I’m going to entirely skip over the motivation (go read those other pieces), other than to say that the evidence is in, trunk based development is better.
A feature flag is a very simple thing: it is a value controlled outside of your development cycle that in turn controls the behaviour of your code. There are dozens of ways to implement that. hash-defines and compile time flags have been used for a very long time, so long that we don’t even think of them as feature flags, but they are are. So are configuration options in configuration files in the broadest possible sense. The difference is largely in focus, and where the same system meets all parties needs, I think its entirely fine to use just the one system – that is what we did for Launchpad, and it worked quite well I think – as far as I know it hasn’t been changed.
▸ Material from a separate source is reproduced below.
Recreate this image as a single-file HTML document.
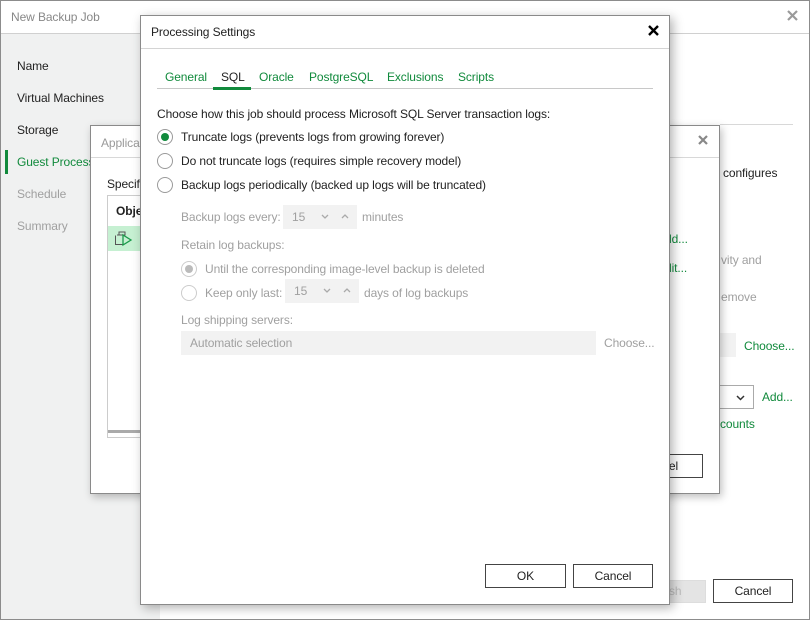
<!DOCTYPE html>
<html><head><style>
*{margin:0;padding:0;box-sizing:border-box}
body{width:810px;height:620px;position:relative;overflow:hidden;font-family:"Liberation Sans",sans-serif;font-size:12px;letter-spacing:-0.1px;color:#222;background:#fff}
.a{position:absolute;white-space:nowrap}
.g{color:#118a3c}
.gr{color:#a0a0a0}
.btn{position:absolute;border:1px solid #444;background:#fff;text-align:center;line-height:22px;font-size:12px}
.rad{position:absolute;width:16px;height:16px;border:1px solid #9a9a9a;border-radius:50%;background:#fff}
.spin{position:absolute;background:#f2f2f2;height:24px;color:#a0a0a0;line-height:24px;padding-left:9px}
.spin svg{position:absolute;top:9px}
</style></head><body>
<div class="a" style="left:0;top:0;width:810px;height:620px;border:1px solid #8c8c8c"></div>
<div class="a" style="top:33px;left:1px;width:808px;height:1px;background:#d0d0d0"></div>
<div class="a" style="left:11px;top:10px;color:#888">New Backup Job</div>
<svg class="a" style="left:787px;top:10px" width="11" height="11"><path d="M1 1L10 10M10 1L1 10" stroke="#9a9a9a" stroke-width="2.2"/></svg>
<div class="a" style="left:1px;top:34px;width:159px;height:585px;background:#f0f1f1"></div>
<div class="a" style="left:17px;top:59px">Name</div>
<div class="a" style="left:17px;top:91px">Virtual Machines</div>
<div class="a" style="left:17px;top:123px">Storage</div>
<div class="a" style="left:5px;top:150px;width:3px;height:24px;background:#118a3c"></div>
<div class="a g" style="left:17px;top:155px">Guest Processing</div>
<div class="a gr" style="left:17px;top:187px">Schedule</div>
<div class="a gr" style="left:17px;top:219px">Summary</div>
<div class="a" style="left:720px;top:124px;width:73px;height:1px;background:#d8d8d8"></div>
<div class="a" style="left:723px;top:166px">configures</div>
<div class="a gr" style="left:721px;top:253px">vity and</div>
<div class="a gr" style="left:721px;top:290px">emove</div>
<div class="a" style="left:720px;top:333px;width:16px;height:24px;background:#f2f2f2"></div>
<div class="a g" style="left:744px;top:339px">Choose...</div>
<div class="a" style="left:718px;top:385px;width:36px;height:24px;border:1px solid #aaa;border-left:none"><svg style="position:absolute;left:18px;top:9px" width="9" height="6"><path d="M1 1l3.5 3.5L8 1" fill="none" stroke="#333" stroke-width="1.5"/></svg></div>
<div class="a g" style="left:762px;top:390px">Add...</div>
<div class="a g" style="left:720px;top:417px">counts</div>
<div class="a" style="left:660px;top:580px;width:46px;height:23px;background:#e4e4e4;border:1px solid #ddd;color:#bbb;line-height:21px;padding-left:8px">sh</div>
<div class="btn" style="left:713px;top:579px;width:80px;height:24px">Cancel</div>
<!-- application dialog -->
<div class="a" style="left:90px;top:125px;width:630px;height:369px;background:#fff;border:1px solid #8a8a8a;box-shadow:2px 3px 8px rgba(0,0,0,.25)"></div>
<div class="a" style="left:91px;top:157px;width:628px;height:1px;background:#d8d8d8"></div>
<div class="a" style="left:101px;top:136px;color:#999">Applica</div>
<svg class="a" style="left:698px;top:135px" width="10" height="10"><path d="M1 1L9 9M9 1L1 9" stroke="#888" stroke-width="2.2"/></svg>
<div class="a" style="left:107px;top:177px">Specify</div>
<div class="a" style="left:107px;top:195px;width:40px;height:243px;border:1px solid #ccc"></div>
<div class="a" style="left:116px;top:204px;font-weight:bold">Obje</div>
<div class="a" style="left:108px;top:226px;width:34px;height:25px;background:#c6f0d2"></div>
<svg class="a" style="left:114px;top:230px" width="20" height="18"><path d="M3 5h8v-3h-6v3M1.5 5.5v9h7" fill="none" stroke="#555"/><path d="M9 5l8 5-8 5z" fill="none" stroke="#1a9a4a" stroke-width="1.3"/></svg>
<div class="a" style="left:108px;top:430px;width:34px;height:3px;background:#aaa"></div>
<div class="a g" style="left:665px;top:232px">dd...</div>
<div class="a g" style="left:665px;top:261px">dit...</div>
<div class="btn" style="left:660px;top:454px;width:43px;height:24px;border-left:none;text-align:left;padding-left:3px">cel</div>
<!-- processing settings -->
<div class="a" style="left:140px;top:15px;width:530px;height:590px;background:#fff;border:1px solid #8a8a8a;box-shadow:3px 3px 10px rgba(0,0,0,.3)"></div>
<div class="a" style="left:141px;top:48px;width:528px;height:1px;background:#d4d4d4"></div>
<div class="a" style="left:151px;top:25px">Processing Settings</div>
<svg class="a" style="left:648px;top:25px" width="11" height="11"><path d="M1 1L10 10M10 1L1 10" stroke="#000" stroke-width="2.4"/></svg>
<div class="a g" style="left:165px;top:70px">General</div>
<div class="a" style="left:221px;top:70px">SQL</div>
<div class="a g" style="left:259px;top:70px">Oracle</div>
<div class="a g" style="left:309px;top:70px">PostgreSQL</div>
<div class="a g" style="left:387px;top:70px">Exclusions</div>
<div class="a g" style="left:458px;top:70px">Scripts</div>
<div class="a" style="left:157px;top:88px;width:496px;height:1px;background:#c8c8c8"></div>
<div class="a" style="left:213px;top:87px;width:38px;height:3px;background:#118a3c"></div>
<div class="a" style="left:157px;top:107px">Choose how this job should process Microsoft SQL Server transaction logs:</div>
<div class="rad" style="left:157px;top:129px"></div><div class="a" style="left:161px;top:133px;width:8px;height:8px;border-radius:50%;background:#118a3c"></div>
<div class="a" style="left:181px;top:130px">Truncate logs (prevents logs from growing forever)</div>
<div class="rad" style="left:157px;top:153px"></div>
<div class="a" style="left:181px;top:154px">Do not truncate logs (requires simple recovery model)</div>
<div class="rad" style="left:157px;top:177px"></div>
<div class="a" style="left:181px;top:178px">Backup logs periodically (backed up logs will be truncated)</div>
<div class="a gr" style="left:181px;top:210px">Backup logs every:</div>
<div class="spin" style="left:283px;top:205px;width:74px">15<svg style="left:38px" width="8" height="5"><path d="M1 1l3 3 3-3" fill="none" stroke="#aaa" stroke-width="1.3"/></svg><svg style="left:58px" width="8" height="5"><path d="M1 4l3-3 3 3" fill="none" stroke="#aaa" stroke-width="1.3"/></svg></div>
<div class="a gr" style="left:362px;top:210px">minutes</div>
<div class="a gr" style="left:181px;top:238px">Retain log backups:</div>
<div class="rad" style="left:181px;top:261px;border-color:#ccc"></div><div class="a" style="left:185px;top:265px;width:8px;height:8px;border-radius:50%;background:#bbb"></div>
<div class="a gr" style="left:205px;top:262px">Until the corresponding image-level backup is deleted</div>
<div class="rad" style="left:181px;top:285px;border-color:#ccc"></div>
<div class="a gr" style="left:205px;top:286px">Keep only last:</div>
<div class="spin" style="left:285px;top:279px;width:74px">15<svg style="left:38px" width="8" height="5"><path d="M1 1l3 3 3-3" fill="none" stroke="#aaa" stroke-width="1.3"/></svg><svg style="left:58px" width="8" height="5"><path d="M1 4l3-3 3 3" fill="none" stroke="#aaa" stroke-width="1.3"/></svg></div>
<div class="a gr" style="left:364px;top:286px">days of log backups</div>
<div class="a gr" style="left:181px;top:313px">Log shipping servers:</div>
<div class="spin" style="left:181px;top:331px;width:415px">Automatic selection</div>
<div class="a gr" style="left:604px;top:336px">Choose...</div>
<div class="btn" style="left:485px;top:564px;width:81px;height:24px">OK</div>
<div class="btn" style="left:573px;top:564px;width:80px;height:24px">Cancel</div>
</body></html>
Specifically in Launchpad the Zope runtime config is regular ZCML files on disk, and feature flags are complementary to that (but see the profiling example below).
Configuration tends to be thought of as “choosing behaviour after the system is compiled and before the process is started” – e.g. creating files on disk. But this is not always the case – some enterprise systems are notoriously flexible with database managed configuration rulesets which no-one can figure out – and we don’t want to create that situation.
Lets generalise things a little – a flag could be configured over the lifetime of the binary (compile flag), execution (runtime flag/config file or one-time evaluation of some dynamic system), time(dynamically reconfigured from changed config files or some dynamic system), or configured based on user/team/organisation, URL path (of a web request naturally :P), and generally any other thing that could be utilised in making a decision about whether to conditionally perform some code. It can also be useful to be able to randomly bucket some fraction of checks (e.g. 1/3 of all requests will go down this code path).. but do it consistently for the same browser.
Depending on what sort of system you are building, some of those sorts of scopes will be more or less important to you – for instance, if you are shipping on-premise software, you may well want to be turning unreleased features entirely off in the binary. If you are shipping a web API, doing soft launches with population rollouts and feature kill switches may be your priority.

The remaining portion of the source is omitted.